Since we have affirmed the conviction of attempted armed robbery and one count of aggravated battery, the order of revocation of probation will be affirmed. However, since we cannot determine what weight Judge Schiller gave the conviction based on the defendant's plea of guilty, we vacate the sentence imposed by Judge Schiller and remand for a new sentencing hearing. Judge Schiller may reserve any action until after the hearing on the motion to withdraw the plea of guilty is heard or he may proceed in a manner he deems appropriate before the hearing.

Therefore, in appeal No. 86 -- 1081, the judgment of conviction of attempted armed robbery is affirmed, and the judgment of conviction of aggravated battery is affirmed in part and vacated in part. In appeal No. 86 -- 1579, the judgment of convictions of armed robbery, armed violence and aggravated battery are vacated and remanded for a new hearing on the defendant's motion to withdraw his plea of guilty with directions to appoint an attorney other than the public defender and to thereafter require such counsel to file the certificate in compliance with Rule 604(d) as a condition precedent to ruling on the motion. (People v. Norris (1977), 46 Ill. App. 3d 536, 542, 361 N.E.2d 105.) If the court denies the motion to withdraw, it is directed to vacate the conviction of armed violence. In appeal No. 86 -- 2070, the judgment of conviction is affirmed in part, vacated in part and remanded for a new sentencing hearing.

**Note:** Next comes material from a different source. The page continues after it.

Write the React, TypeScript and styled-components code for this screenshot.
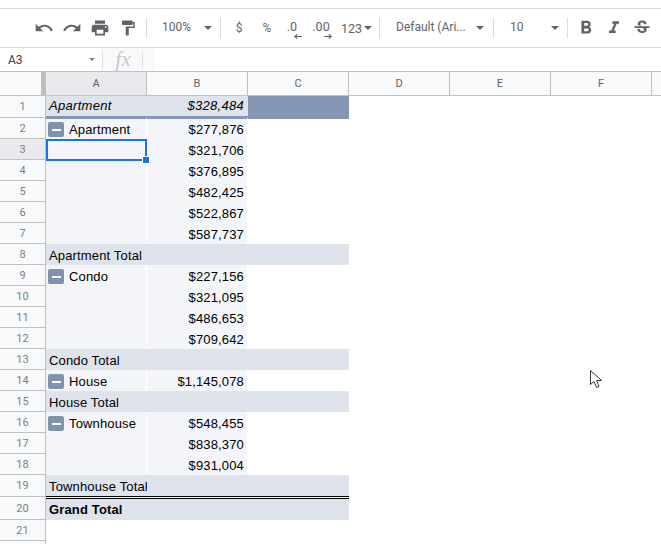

No. 86 -- 1081, Judgment affirmed in part and vacated in part.

No. 86 -- 1579, Judgment vacated and remanded with directions.

No. 86 -- 2070, Judgment affirmed in part, vacated in part and remanded.

CASE RESOLUTION

Affirmed in part and vacated in part in 86 -- 1081; judgment vacated and cause remanded in 86 -- 1579; affirmed in part, and vacated in part and remanded in 86 -- 2070.